- Data provided
**********

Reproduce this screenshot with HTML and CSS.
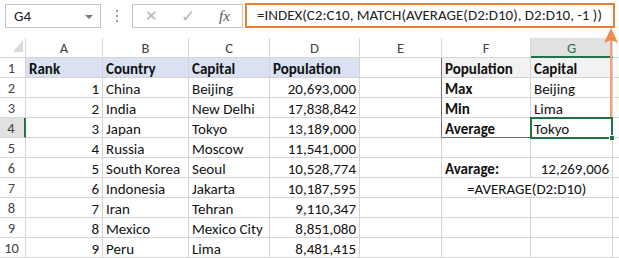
FILE: index.html
```html
<!DOCTYPE html>
<html>
<head>
<meta charset="utf-8">
<link rel="stylesheet" href="styles.css">
</head>
<body>
<div class="app">
  <div class="toolbar">
    <div class="namebox"><span>G4</span><span class="caret"></span></div>
    <div class="dots"><i></i><i></i><i></i></div>
    <div class="btns">
      <span class="btn x">✕</span>
      <span class="btn ok">✓</span>
      <span class="btn fx">fx</span>
    </div>
    <div class="formula">=INDEX(C2:C10, MATCH(AVERAGE(D2:D10), D2:D10, -1 ))</div>
  </div>
  <div class="sheet">
    <div class="ch corner"><span class="tri"></span></div>
    <div class="ch">A</div><div class="ch">B</div><div class="ch">C</div><div class="ch">D</div><div class="ch">E</div><div class="ch">F</div><div class="ch sel">G</div><div class="ch end"></div>

    <div class="rh">1</div>
    <div class="c blue b">Rank</div><div class="c blue b">Country</div><div class="c blue b">Capital</div><div class="c blue b">Population</div><div class="c tl"></div><div class="c gray b">Population</div><div class="c gray b">Capital</div><div class="c end"></div>

    <div class="rh">2</div>
    <div class="c r">1</div><div class="c">China</div><div class="c">Beijing</div><div class="c r">20,693,000</div><div class="c tl"></div><div class="c b">Max</div><div class="c">Beijing</div><div class="c end"></div>

    <div class="rh">3</div>
    <div class="c r">2</div><div class="c">India</div><div class="c">New Delhi</div><div class="c r">17,838,842</div><div class="c tl"></div><div class="c b">Min</div><div class="c">Lima</div><div class="c end"></div>

    <div class="rh selrow">4</div>
    <div class="c r">3</div><div class="c">Japan</div><div class="c">Tokyo</div><div class="c r">13,189,000</div><div class="c tl"></div><div class="c b tb">Average</div><div class="c active">Tokyo<span class="selbox"><span class="handle"></span></span></div><div class="c end"></div>

    <div class="rh">5</div>
    <div class="c r">4</div><div class="c">Russia</div><div class="c">Moscow</div><div class="c r">11,541,000</div><div class="c"></div><div class="c"></div><div class="c"></div><div class="c end"></div>

    <div class="rh">6</div>
    <div class="c r">5</div><div class="c">South Korea</div><div class="c">Seoul</div><div class="c r">10,528,774</div><div class="c"></div><div class="c b">Avarage:</div><div class="c r">12,269,006</div><div class="c end"></div>

    <div class="rh">7</div>
    <div class="c r">6</div><div class="c">Indonesia</div><div class="c">Jakarta</div><div class="c r">10,187,595</div><div class="c"></div><div class="c over">=AVERAGE(D2:D10)</div><div class="c"></div><div class="c end"></div>

    <div class="rh">8</div>
    <div class="c r">7</div><div class="c">Iran</div><div class="c">Tehran</div><div class="c r">9,110,347</div><div class="c"></div><div class="c"></div><div class="c"></div><div class="c end"></div>

    <div class="rh">9</div>
    <div class="c r">8</div><div class="c">Mexico</div><div class="c">Mexico City</div><div class="c r">8,851,080</div><div class="c"></div><div class="c"></div><div class="c"></div><div class="c end"></div>

    <div class="rh">10</div>
    <div class="c r">9</div><div class="c">Peru</div><div class="c">Lima</div><div class="c r">8,481,415</div><div class="c"></div><div class="c"></div><div class="c"></div><div class="c end"></div>
  </div>
  <svg class="arrow" width="20" height="95" viewBox="0 0 20 95">
    <line x1="11" y1="12" x2="11" y2="91" stroke="#F4A26F" stroke-width="2"/>
    <polygon points="11,2 4,17 11,14 18,17" fill="#F08A4B"/>
  </svg>
</div>
</body>
</html>
```
FILE: styles.css
```css
* { box-sizing: border-box; }
html, body { margin: 0; padding: 0; background: #fff; }
body { width: 619px; height: 258px; overflow: hidden; font-family: Carlito, Lato, "Liberation Sans", sans-serif; color: #000; }
.app { position: relative; width: 619px; height: 258px; }

.toolbar { height: 38px; display: flex; align-items: flex-start; padding: 3px 0 0 5px; }
.namebox { margin-top: 1px; width: 96px; height: 24px; border: 1px solid #c6c6c6; display: flex; align-items: center; justify-content: space-between; padding: 0 7px 0 8px; font-size: 15px; color: #222; }
.caret { width: 0; height: 0; border-left: 4px solid transparent; border-right: 4px solid transparent; border-top: 4px solid #777; margin-top: 1px; }
.dots { width: 31px; height: 24px; display: flex; flex-direction: column; align-items: center; justify-content: center; gap: 3px; margin-top: 1px; }
.dots i { display: block; width: 2px; height: 2px; background: #9a9a9a; }
.btns { margin-top: 1px; width: 111px; height: 24px; border: 1px solid #c6c6c6; display: flex; align-items: center; padding-left: 12px; }
.btn { font-size: 16px; color: #b5b5b5; }
.btn.x { width: 36px; font-size: 15px; }
.btn.ok { width: 36px; font-size: 17px; }
.btn.fx { font-family: "Liberation Serif", serif; font-style: italic; color: #555; font-size: 15px; margin-left: 2px; }
.formula { margin-left: 2px; width: 370px; height: 25px; border: 2px solid #ED7D31; padding: 0 0 0 10px; font-size: 15px; line-height: 21px; color: #222; white-space: nowrap; }

.sheet { display: grid; grid-template-columns: 26px 77px 86px 81px 90px 82px 89px 82px 6px; grid-template-rows: repeat(11, 20px); font-size: 15px; }
.ch { border-right: 1px solid #d6d6d6; border-bottom: 1px solid #d6d6d6; text-align: center; color: #444; font-size: 14.5px; line-height: 20px; }
.ch.corner { position: relative; }
.tri { position: absolute; right: 2px; bottom: 5px; width: 0; height: 0; border-left: 10px solid transparent; border-bottom: 12px solid #dadada; }
.ch.sel { background: #e1e1e1; color: #217346; border-bottom: 2px solid #217346; }
.ch.end, .c.end { border-right: none; }
.rh { border-right: 1px solid #d6d6d6; border-bottom: 1px solid #d6d6d6; text-align: center; color: #444; font-size: 14.5px; line-height: 21px; padding-right: 2px; }
.rh.selrow { background: #e1e1e1; border-right: 2px solid #217346; }
.c { border-right: 1px solid #d4d4d4; border-bottom: 1px solid #d4d4d4; padding: 1px 3px 0; line-height: 21px; white-space: nowrap; overflow: hidden; color: #111; }
.c.r { text-align: right; }
.c.b { font-weight: bold; }
.c.blue { background: #d9e1f2; }
.c.gray { background: #f2f2f2; }
.c.tl { border-right-color: #707070; }
.c.tb { border-bottom-color: #707070; }
.c.over { overflow: visible; border-right: none; padding-left: 25px; }
.c.active { position: relative; overflow: visible; }
.selbox { position: absolute; left: -1px; top: -1px; right: -1px; bottom: -2px; border: 2px solid #217346; }
.handle { position: absolute; right: -4px; bottom: -4px; width: 6px; height: 6px; background: #217346; border: 1px solid #fff; }
.arrow { position: absolute; left: 600px; top: 26px; }
```
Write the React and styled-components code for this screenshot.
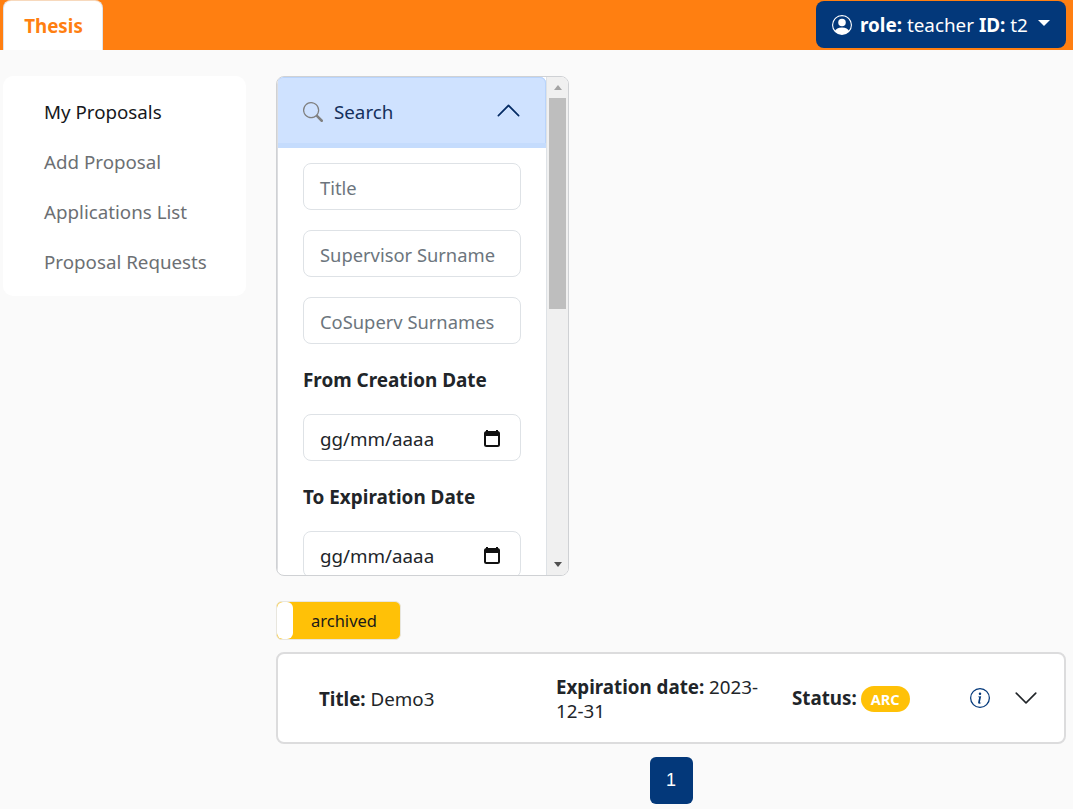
import React from "react";
import styled, { createGlobalStyle } from "styled-components";
import { BsSearch, BsChevronDown, BsChevronUp, BsInfoCircle, BsPersonCircle } from "react-icons/bs";

const Global = createGlobalStyle`
  html, body { margin: 0; padding: 0; background: #fafafa; }
  body { font-family: "Noto Sans", "Open Sans", sans-serif; font-size: 18.75px; color: #212529; height: 809px; overflow: hidden; }
  * { box-sizing: border-box; }
`;

const Navbar = styled.header`
  height: 50px; background: #ff7f11; display: flex; justify-content: space-between;
  padding: 0 7px 0 3px; align-items: flex-start;
`;
const BrandTab = styled.div`
  width: 100px; height: 50px; background: #fff; border-radius: 8px 8px 0 0;
  border-style: solid; border-width: 1px 1px 0 1px; border-color: #f7d9bd #dfe4ea transparent;
  color: #ff7f11; font-weight: 700; font-size: 18.75px; display: flex; align-items: center; justify-content: center; padding-left: 1px;
`;
const UserButton = styled.div`
  margin-top: 1px; width: 250px; height: 47px; background: #03387a; color: #fff; border-radius: 8px;
  display: flex; align-items: center; padding-left: 16px; font-size: 18.85px; white-space: pre;
  svg { margin-right: 8px; }
`;
const Caret = styled.span`
  margin-left: 10px; margin-bottom: 3px; width: 0; height: 0;
  border-left: 6px solid transparent; border-right: 6px solid transparent; border-top: 6px solid #fff;
`;
const Body = styled.div`
  display: grid; grid-template-columns: 243px 1fr; column-gap: 30px; padding: 26px 7px 0 3px;
`;
const Sidebar = styled.nav`
  background: #fff; border-radius: 10px; height: 220px; padding: 10px 0 10px 41px;
  display: flex; flex-direction: column;
`;
const NavItem = styled.div`
  height: 50px; display: flex; align-items: center;
  color: ${p => (p.$active ? "#16181b" : "#6c6f73")};
`;
const Main = styled.main`
  display: flex; flex-direction: column; align-items: stretch;
`;
const Panel = styled.section`
  width: 293px; height: 500px; border: 1px solid #cfd1d4; border-radius: 8px; background: #fff;
  display: flex; overflow: hidden;
`;
const ScrollArea = styled.div`
  flex: 1; min-width: 0; overflow: hidden; border-right: 1px solid #dee2e6; border-left: 1px solid #dcdde0;
`;
const AccordionHead = styled.div`
  height: 71px; background: #cfe2ff; border-bottom: 5px solid #c5dcfd; border-radius: 6px 6px 0 0;
  box-shadow: inset 0 1px 0 #b9d4fb, inset -1px 0 0 #b9d4fb;
  display: flex; align-items: center;
  padding: 3px 24px 0 26px; margin-left: -1px; color: #052c65;
  svg.search { color: #808080; margin-right: 11px; }
  svg.chev { margin-left: auto; margin-top: -3px; }
  span { color: #14305c; }
`;
const Form = styled.div`
  padding: 15px 25px 0 25px; display: flex; flex-direction: column; gap: 20px;
`;
const Field = styled.div`
  width: 218px; height: 47px; border: 1px solid #dee2e6; border-radius: 8px; background: #fff; flex: none;
  display: flex; align-items: center; justify-content: space-between; padding: 1px 19px 0 16px;
  color: ${p => (p.$date ? "#212529" : "#6c757d")};
  font-size: ${p => (p.$date ? "18.75px" : "18.35px")};
`;
const Label = styled.div`
  font-weight: 700; color: #212529; font-size: 18.9px; line-height: 26px; margin: 3px 0 1px;
`;
const Scrollbar = styled.div`
  width: 21px; flex: none; background: #f0f0f0; display: flex; flex-direction: column; align-items: center; padding: 0 2px;
`;
const Arrow = styled.div`
  height: 21px; width: 100%; flex: none; display: flex; align-items: center; justify-content: center;
  &::before { content: ""; border-left: 4.5px solid transparent; border-right: 4.5px solid transparent;
    ${p => (p.$up ? "border-bottom: 5px solid #a3a3a3;" : "border-top: 5px solid #505050;")} }
`;
const Thumb = styled.div`
  width: 100%; height: 211px; flex: none; background: #bebebe;
`;
const Track = styled.div`flex: 1;`;
const Toggle = styled.div`
  margin-top: 25px; width: 125px; height: 39px; background: #ffc107; border: 1px solid #e8e6de; border-radius: 6px;
  display: flex; align-items: center; overflow: hidden; font-size: 16.5px; color: #1a1a1a;
`;
const Knob = styled.span`
  width: 16px; height: 37px; background: #fff; border-radius: 6px; flex: none;
`;
const ToggleLabel = styled.span`
  flex: 1; text-align: center; padding-right: 5px;
`;
const Card = styled.article`
  margin-top: 12px; height: 92px; background: #fff; border: 2px solid #dcdcdd; border-radius: 8px;
  display: grid; grid-template-columns: 237px 212px 24px 177px 1fr; align-items: center; padding: 1px 0 0 41px;
  line-height: 24px;
`;
const Expiry = styled.div`grid-column: 2;`;
const Status = styled.div`grid-column: 4; white-space: nowrap;`;
const Badge = styled.span`
  display: inline-block; background: #ffc107; color: #fff; font-weight: 700; font-size: 14.5px;
  border-radius: 13px; padding: 0 10px; line-height: 26px; height: 26px; margin-left: 4px; vertical-align: 0;
`;
const Actions = styled.div`
  display: flex; align-items: center; gap: 23px; padding-left: 1px; margin-top: -2px;
  svg.info { color: #03387a; }
  svg.chev { color: #212529; }
`;
const Pager = styled.div`
  display: flex; justify-content: center; margin-top: 13px;
`;
const PageButton = styled.div`
  width: 43px; height: 47px; background: #03387a; color: #fff; border-radius: 6px;
  display: flex; align-items: center; justify-content: center; font-family: "Liberation Sans", sans-serif; font-size: 18px;
`;

const CalendarIcon = () => (
  <svg width="18" height="18" viewBox="0 0 18 18" fill="none">
    <path d="M4 1v3M14 1v3" stroke="#111" strokeWidth="2" />
    <rect x="2" y="3" width="14" height="14" rx="1.5" stroke="#111" strokeWidth="2" />
    <rect x="2" y="3" width="14" height="4" fill="#111" />
  </svg>
);

export default function App() {
  return (
    <>
      <Global />
      <Navbar>
        <BrandTab>Thesis</BrandTab>
        <UserButton>
          <BsPersonCircle size={20} />
          <b>role:</b> teacher <b>ID:</b> t2
          <Caret />
        </UserButton>
      </Navbar>
      <Body>
        <Sidebar>
          <NavItem $active>My Proposals</NavItem>
          <NavItem>Add Proposal</NavItem>
          <NavItem>Applications List</NavItem>
          <NavItem>Proposal Requests</NavItem>
        </Sidebar>
        <Main>
          <Panel>
            <ScrollArea>
              <AccordionHead>
                <BsSearch className="search" size={20} />
                <span>Search</span>
                <BsChevronUp className="chev" size={27} />
              </AccordionHead>
              <Form>
                <Field>Title</Field>
                <Field>Supervisor Surname</Field>
                <Field>CoSuperv Surnames</Field>
                <Label>From Creation Date</Label>
                <Field $date>gg/mm/aaaa<CalendarIcon /></Field>
                <Label>To Expiration Date</Label>
                <Field $date>gg/mm/aaaa<CalendarIcon /></Field>
              </Form>
            </ScrollArea>
            <Scrollbar>
              <Arrow $up />
              <Thumb />
              <Track />
              <Arrow />
            </Scrollbar>
          </Panel>
          <Toggle>
            <Knob />
            <ToggleLabel>archived</ToggleLabel>
          </Toggle>
          <Card>
            <div><b>Title:</b> Demo3</div>
            <Expiry><b>Expiration date:</b> 2023-12-31</Expiry>
            <Status><b>Status:</b><Badge>ARC</Badge></Status>
            <Actions>
              <BsInfoCircle className="info" size={20} />
              <BsChevronDown className="chev" size={26} />
            </Actions>
          </Card>
          <Pager>
            <PageButton>1</PageButton>
          </Pager>
        </Main>
      </Body>
    </>
  );
}
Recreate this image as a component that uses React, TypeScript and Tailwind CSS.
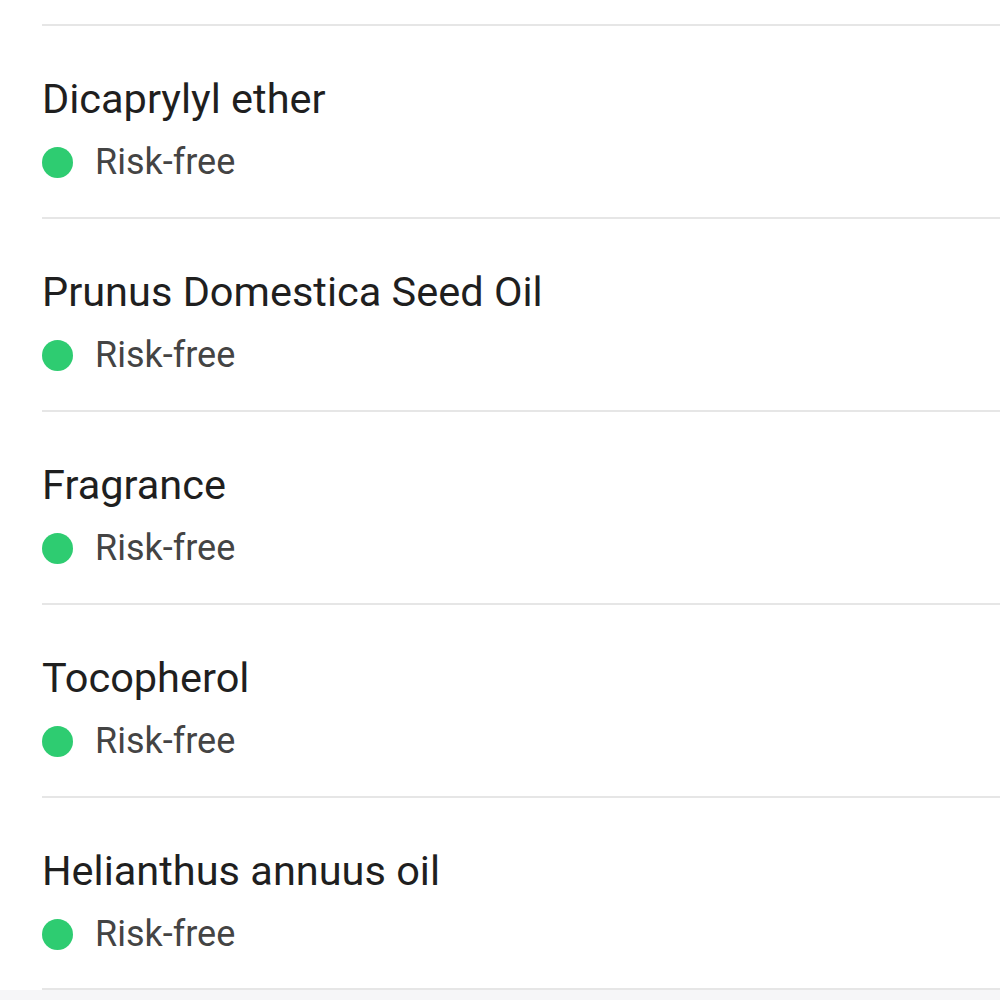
import React from "react";

const items = [
  "Dicaprylyl ether",
  "Prunus Domestica Seed Oil",
  "Fragrance",
  "Tocopherol",
  "Helianthus annuus oil",
];

export default function App() {
  return (
    <div
      className="w-[1000px] h-[1000px] bg-[#f6f6f8] overflow-hidden"
      style={{ fontFamily: "Roboto, 'Noto Sans', sans-serif" }}
    >
      <div className="bg-white">
        <div className="h-[26px] ml-[42px] border-b-[2px] border-[#e6e6e6]" />
        {items.map((name, i) => (
          <div
            key={name}
            className={`ml-[42px] border-b-[2px] border-[#e6e6e6] ${i === items.length - 1 ? "h-[192px]" : "h-[193px]"}`}
          >
            <div className="pt-[49px] text-[41.5px] leading-[48px] text-[#1f1f1f]">{name}</div>
            <div className="mt-[17px] flex items-center h-[44px]">
              <span className="w-[31px] h-[31px] rounded-full bg-[#2ecc71] shrink-0" />
              <span className="ml-[22px] text-[36px] leading-[44px] text-[#444444]">Risk-free</span>
            </div>
          </div>
        ))}
      </div>
    </div>
  );
}
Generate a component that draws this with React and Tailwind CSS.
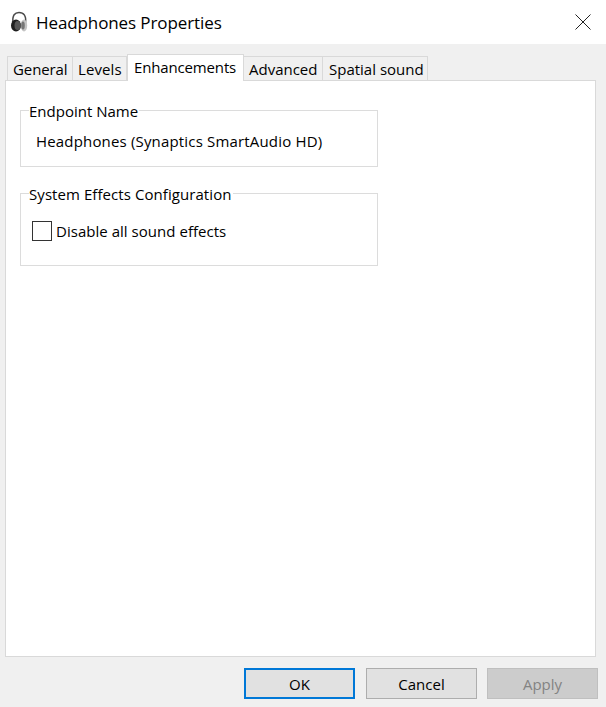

**********

- Description of the task
Which lines include the word "with"? List them all.

- Exercise result
Reproduce this screenshot with HTML and CSS.
Generate a component that draws this with React and Tailwind CSS.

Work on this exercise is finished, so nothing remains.